* **Records to process**

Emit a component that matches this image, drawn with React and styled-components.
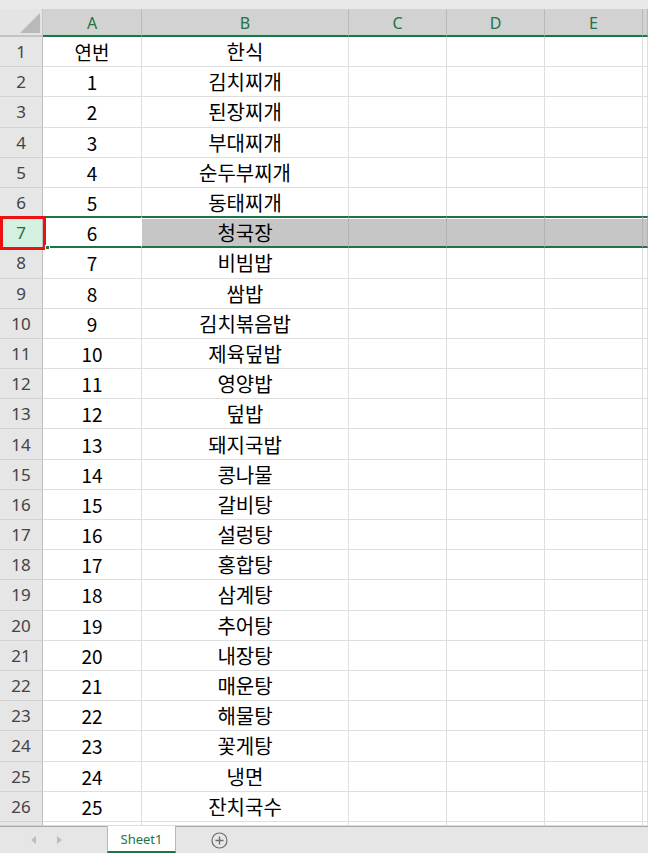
import styled, { createGlobalStyle, css } from "styled-components";

const GlobalStyle = createGlobalStyle`
  html, body {
    margin: 0;
    padding: 0;
    background: #ffffff;
  }
  * {
    box-sizing: border-box;
  }
`;

const COLS = "43px 99px 207px 98px 98px 98px 1fr";
const ROW_H = 30.19;

const foods = [
  "김치찌개", "된장찌개", "부대찌개", "순두부찌개", "동태찌개", "청국장",
  "비빔밥", "쌈밥", "김치볶음밥", "제육덮밥", "영양밥", "덮밥", "돼지국밥",
  "콩나물", "갈비탕", "설렁탕", "홍합탕", "삼계탕", "추어탕", "내장탕",
  "매운탕", "해물탕", "꽃게탕", "냉면", "잔치국수",
];

const SELECTED_ROW = 7;

const Page = styled.div`
  width: 648px;
  height: 853px;
  display: flex;
  flex-direction: column;
  overflow: hidden;
  background: #ffffff;
  font-family: "Noto Sans CJK KR", "Noto Sans", sans-serif;
`;

const TopStrip = styled.div`
  height: 9px;
  flex: none;
  background: #e9e9e9;
`;

const Sheet = styled.div`
  flex: 1;
  display: flex;
  flex-direction: column;
  overflow: hidden;
`;

const HeaderRow = styled.div`
  height: 28px;
  flex: none;
  display: grid;
  grid-template-columns: ${COLS};
`;

const Corner = styled.div`
  background: #e4e4e4;
  border-right: 1px solid #c8c8c8;
  border-bottom: 2px solid #c4c4c4;
  display: flex;
  align-items: flex-end;
  justify-content: flex-end;
  padding: 0 2px 2px 0;
`;

const ColHeader = styled.div`
  background: #d2d2d2;
  border-right: 1px solid #b9b9b9;
  border-bottom: 2px solid #217346;
  box-shadow: inset 0 -1px 0 #bfd9c9;
  display: flex;
  align-items: center;
  justify-content: center;
  color: #217346;
  font-family: "Noto Sans", "Open Sans", sans-serif;
  font-size: 16px;
  padding-top: 1px;
`;

const Row = styled.div`
  height: ${ROW_H}px;
  flex: none;
  display: grid;
  grid-template-columns: ${COLS};
  position: relative;
`;

const RowHeader = styled.div`
  position: relative;
  background: ${(p) => (p.$selected ? "#d3f0e0" : "#e6e6e6")};
  color: ${(p) => (p.$selected ? "#217346" : "#444444")};
  border-right: 1px solid #bdbdbd;
  border-bottom: 1px solid #d2d2d2;
  display: flex;
  align-items: center;
  justify-content: center;
  font-family: "Noto Sans", "Open Sans", sans-serif;
  font-size: 17px;
`;

const Cell = styled.div`
  border-right: 1px solid #dedede;
  border-bottom: 1px solid #dedede;
  display: flex;
  align-items: center;
  justify-content: center;
  color: #000000;
  font-size: ${(p) => p.$fs || 19}px;
  white-space: nowrap;
  overflow: hidden;
  background: #ffffff;
  ${(p) =>
    p.$selected &&
    css`
      border-top: 2px solid #217346;
      border-bottom: 2px solid #217346;
      box-shadow: inset 0 1px 0 #ffffff;
      margin-top: -2px;
      background: ${p.$active ? "#ffffff" : "#c6c6c6"};
      border-right-color: ${p.$active ? "#ffffff" : "#b2b2b2"};
    `}
`;

const Highlight = styled.div`
  position: absolute;
  left: 0;
  top: -2px;
  width: 46px;
  height: ${ROW_H + 4}px;
  border: 3px solid #ee1111;
  pointer-events: none;
  z-index: 2;
`;

const FillHandle = styled.div`
  position: absolute;
  left: 45px;
  bottom: -3px;
  width: 5px;
  height: 5px;
  background: #217346;
  border: 1px solid #ffffff;
  z-index: 3;
`;

const PartialRow = styled.div`
  flex: 1;
  display: grid;
  grid-template-columns: ${COLS};
`;

const TabBar = styled.div`
  height: 27px;
  flex: none;
  background: #e6e6e6;
  border-top: 1px solid #a8a8a8;
  display: flex;
  align-items: stretch;
`;

const NavArrows = styled.div`
  width: 107px;
  display: flex;
  align-items: center;
  padding-left: 31px;
  gap: 21px;
`;

const Tab = styled.div`
  width: 69px;
  margin-top: -1px;
  background: #ffffff;
  border-left: 1px solid #b8b8b8;
  border-right: 1px solid #b8b8b8;
  border-bottom: 2px solid #217346;
  display: flex;
  align-items: center;
  justify-content: center;
  color: #217346;
  font-family: "Noto Sans", "Open Sans", sans-serif;
  font-size: 13px;
`;

const AddSheet = styled.div`
  width: 86px;
  display: flex;
  align-items: center;
  justify-content: center;
`;

const Triangle = ({ dir }) => (
  <svg width="5" height="8" viewBox="0 0 5 8">
    {dir === "left" ? (
      <path d="M5 0 L0 4 L5 8 Z" fill="#bcbcbc" />
    ) : (
      <path d="M0 0 L5 4 L0 8 Z" fill="#bcbcbc" />
    )}
  </svg>
);

const PlusCircle = () => (
  <svg width="17" height="17" viewBox="0 0 17 17">
    <circle cx="8.5" cy="8.5" r="7.5" fill="none" stroke="#6d6d6d" strokeWidth="1.2" />
    <path d="M8.5 4.5 V12.5 M4.5 8.5 H12.5" stroke="#6d6d6d" strokeWidth="1.3" />
  </svg>
);

const CornerTriangle = () => (
  <svg width="20" height="20" viewBox="0 0 20 20">
    <path d="M20 0 L20 20 L0 20 Z" fill="#b9b9b9" />
  </svg>
);

export default function App() {
  const rows = [{ n: 1, a: "연번", b: "한식" }].concat(
    foods.map((f, i) => ({ n: i + 2, a: String(i + 1), b: f }))
  );

  return (
    <Page>
      <GlobalStyle />
      <TopStrip />
      <Sheet>
        <HeaderRow>
          <Corner>
            <CornerTriangle />
          </Corner>
          {["A", "B", "C", "D", "E", ""].map((c, i) => (
            <ColHeader key={i}>{c}</ColHeader>
          ))}
        </HeaderRow>
        {rows.map((r) => {
          const sel = r.n === SELECTED_ROW;
          return (
            <Row key={r.n}>
              <RowHeader $selected={sel}>
                {r.n}
                {sel && <Highlight />}
                {sel && <FillHandle />}
              </RowHeader>
              <Cell $selected={sel} $active={sel}>{r.a}</Cell>
              <Cell $selected={sel} $fs={20}>{r.b}</Cell>
              <Cell $selected={sel} />
              <Cell $selected={sel} />
              <Cell $selected={sel} />
              <Cell $selected={sel} />
            </Row>
          );
        })}
        <PartialRow>
          <RowHeader />
          <Cell />
          <Cell />
          <Cell />
          <Cell />
          <Cell />
          <Cell />
        </PartialRow>
      </Sheet>
      <TabBar>
        <NavArrows>
          <Triangle dir="left" />
          <Triangle dir="right" />
        </NavArrows>
        <Tab>Sheet1</Tab>
        <AddSheet>
          <PlusCircle />
        </AddSheet>
      </TabBar>
    </Page>
  );
}
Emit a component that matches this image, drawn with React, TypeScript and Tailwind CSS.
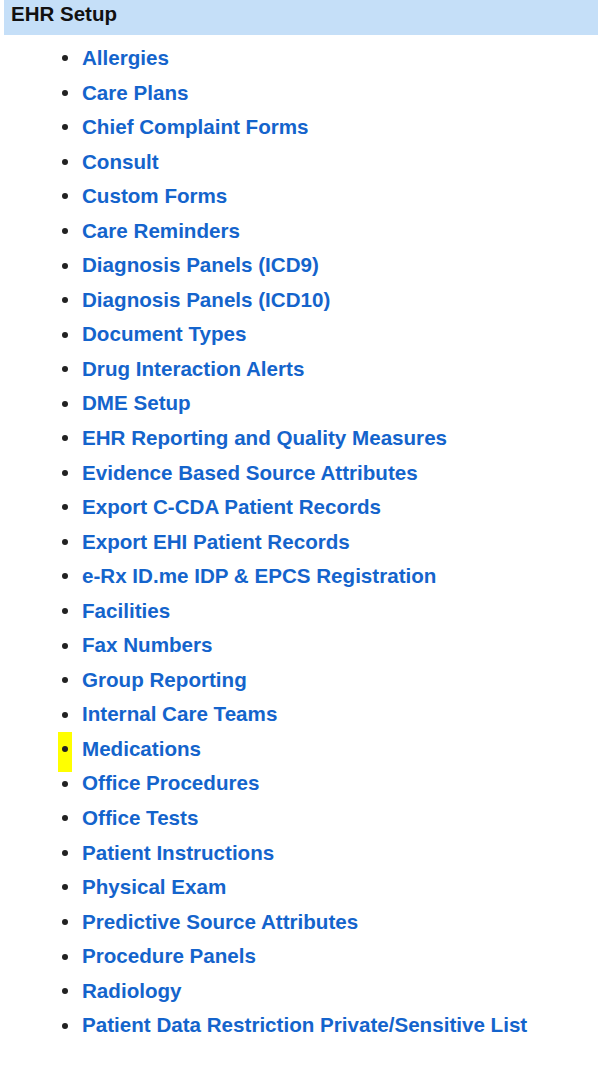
import React from "react";

const items: string[] = [
  "Allergies",
  "Care Plans",
  "Chief Complaint Forms",
  "Consult",
  "Custom Forms",
  "Care Reminders",
  "Diagnosis Panels (ICD9)",
  "Diagnosis Panels (ICD10)",
  "Document Types",
  "Drug Interaction Alerts",
  "DME Setup",
  "EHR Reporting and Quality Measures",
  "Evidence Based Source Attributes",
  "Export C-CDA Patient Records",
  "Export EHI Patient Records",
  "e-Rx ID.me IDP & EPCS Registration",
  "Facilities",
  "Fax Numbers",
  "Group Reporting",
  "Internal Care Teams",
  "Medications",
  "Office Procedures",
  "Office Tests",
  "Patient Instructions",
  "Physical Exam",
  "Predictive Source Attributes",
  "Procedure Panels",
  "Radiology",
  "Patient Data Restriction Private/Sensitive List",
];

export default function App() {
  return (
    <div
      className="w-[598px] h-[1078px] bg-white overflow-hidden"
      style={{ fontFamily: '"Liberation Sans", Arial, sans-serif' }}
    >
      <div className="ml-[4px] h-[35px] bg-[#c5dff8] pl-[7px] pt-[3px]">
        <span className="text-[20.5px] font-bold text-[#111] leading-[22px]">EHR Setup</span>
      </div>
      <ul className="mt-[6px] pl-[58px]">
        {items.map((name) => (
          <li key={name} className="flex items-center h-[34.55px]">
            <span
              className={
                "w-[14px] h-[40px] flex items-center justify-center translate-y-[3px] " +
                (name === "Medications" ? "bg-[#ffff00]" : "")
              }
            >
              <span className="block w-[6px] h-[6px] rounded-full bg-[#222] -translate-y-[3px]" />
            </span>
            <a
              href="#"
              className="ml-[10px] text-[20.6px] font-bold text-[#1464cc] leading-none"
            >
              {name}
            </a>
          </li>
        ))}
      </ul>
    </div>
  );
}
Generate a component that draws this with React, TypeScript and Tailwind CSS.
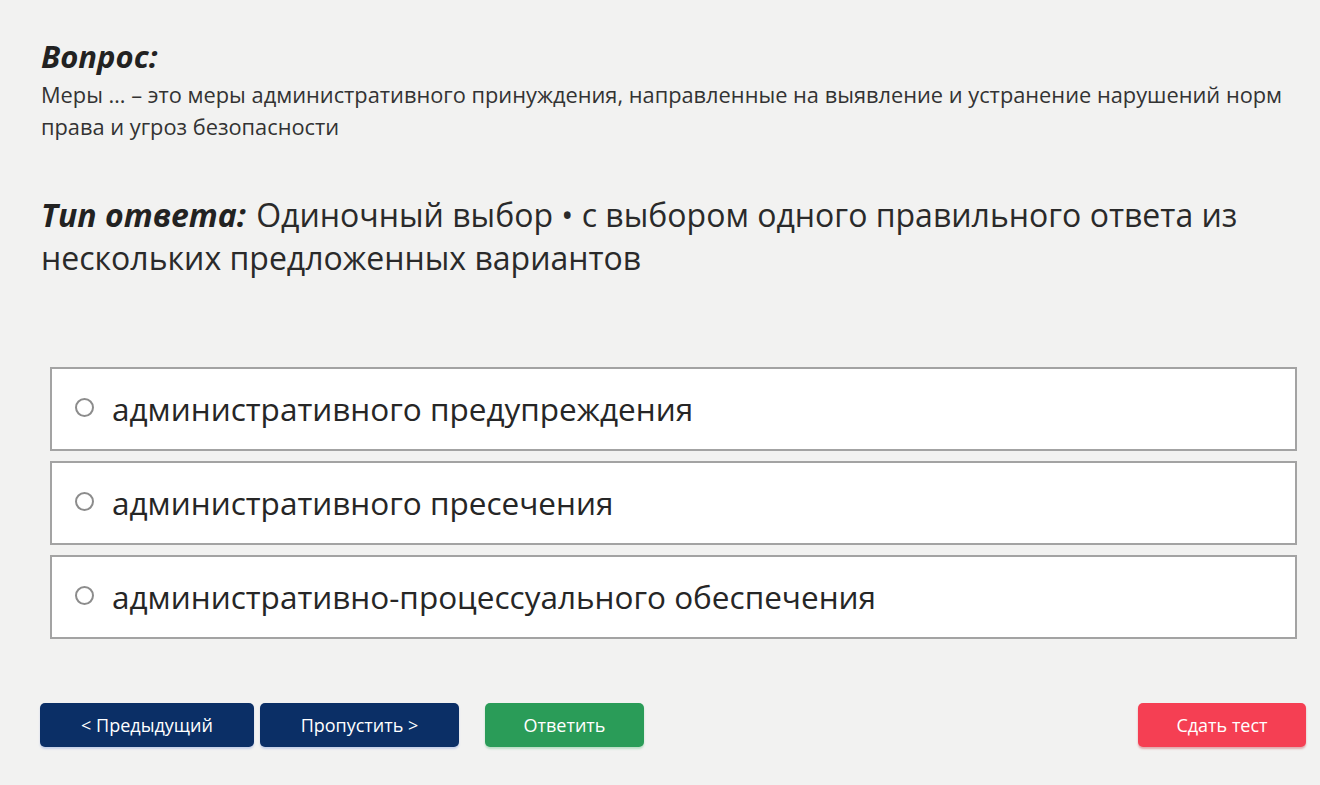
import React from "react";

const options = [
  "административного предупреждения",
  "административного пресечения",
  "административно-процессуального обеспечения",
];

export default function App() {
  return (
    <div
      className="w-[1320px] h-[785px] bg-[#f2f2f1] text-[#262626] overflow-hidden"
      style={{ fontFamily: '"Open Sans", "Noto Sans", sans-serif' }}
    >
      <div className="pl-[41px] pr-[28px] pt-[36px]">
        <div className="text-[31px] leading-[40px] font-bold italic text-[#222]">Вопрос:</div>
        <div className="text-[21.8px] leading-[32px] text-[#333] mt-[3px]">
          Меры … – это меры административного принуждения, направленные на выявление и устранение нарушений норм права и угроз безопасности
        </div>
        <div className="mt-[50px] text-[32px] leading-[43px] text-[#2a2a2a]">
          <span className="font-bold italic text-[#222] mr-[2px]">Тип ответа:</span>{" "}
          Одиночный выбор • с выбором одного правильного ответа из нескольких предложенных вариантов
        </div>
      </div>

      <div className="ml-[50px] mr-[23px] mt-[88px] flex flex-col gap-[10px]">
        {options.map((o) => (
          <div
            key={o}
            className="h-[84px] bg-white border-2 border-[#a3a3a3] flex items-center pl-[23px]"
          >
            <span className="w-[19px] h-[19px] rounded-full border-2 border-[#8c8c8c] bg-white shrink-0 mt-[-3px]" />
            <span className="ml-[18px] text-[31.5px] leading-[40px] text-[#262626]">{o}</span>
          </div>
        ))}
      </div>

      <div className="mt-[64px] pl-[40px] pr-[14px] flex items-center text-white text-[18px]">
        <button className="w-[214px] h-[44px] rounded-[5px] bg-[#0b2f66] shadow-[0_2px_2px_rgba(120,150,220,0.35)]">
          &lt; Предыдущий
        </button>
        <button className="ml-[6px] w-[199px] h-[44px] rounded-[5px] bg-[#0b2f66] shadow-[0_2px_2px_rgba(120,150,220,0.35)]">
          Пропустить &gt;
        </button>
        <button className="ml-[26px] w-[159px] h-[44px] rounded-[5px] bg-[#2a9c58] shadow-[0_2px_2px_rgba(60,180,100,0.3)]">
          Ответить
        </button>
        <div className="flex-1" />
        <button className="w-[168px] h-[44px] rounded-[5px] bg-[#f53f53] shadow-[0_2px_2px_rgba(200,60,70,0.4)]">
          Сдать тест
        </button>
      </div>
    </div>
  );
}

* **What you have to do**
Please reproduce, word for word, every line from the first line of the records above through the line containing "const SELECTED_ROW = 7;", and leave out the pictures.

* **Completed task**
Emit a component that matches this image, drawn with React and styled-components.
import styled, { createGlobalStyle, css } from "styled-components";

const GlobalStyle = createGlobalStyle`
  html, body {
    margin: 0;
    padding: 0;
    background: #ffffff;
  }
  * {
    box-sizing: border-box;
  }
`;

const COLS = "43px 99px 207px 98px 98px 98px 1fr";
const ROW_H = 30.19;

const foods = [
  "김치찌개", "된장찌개", "부대찌개", "순두부찌개", "동태찌개", "청국장",
  "비빔밥", "쌈밥", "김치볶음밥", "제육덮밥", "영양밥", "덮밥", "돼지국밥",
  "콩나물", "갈비탕", "설렁탕", "홍합탕", "삼계탕", "추어탕", "내장탕",
  "매운탕", "해물탕", "꽃게탕", "냉면", "잔치국수",
];

const SELECTED_ROW = 7;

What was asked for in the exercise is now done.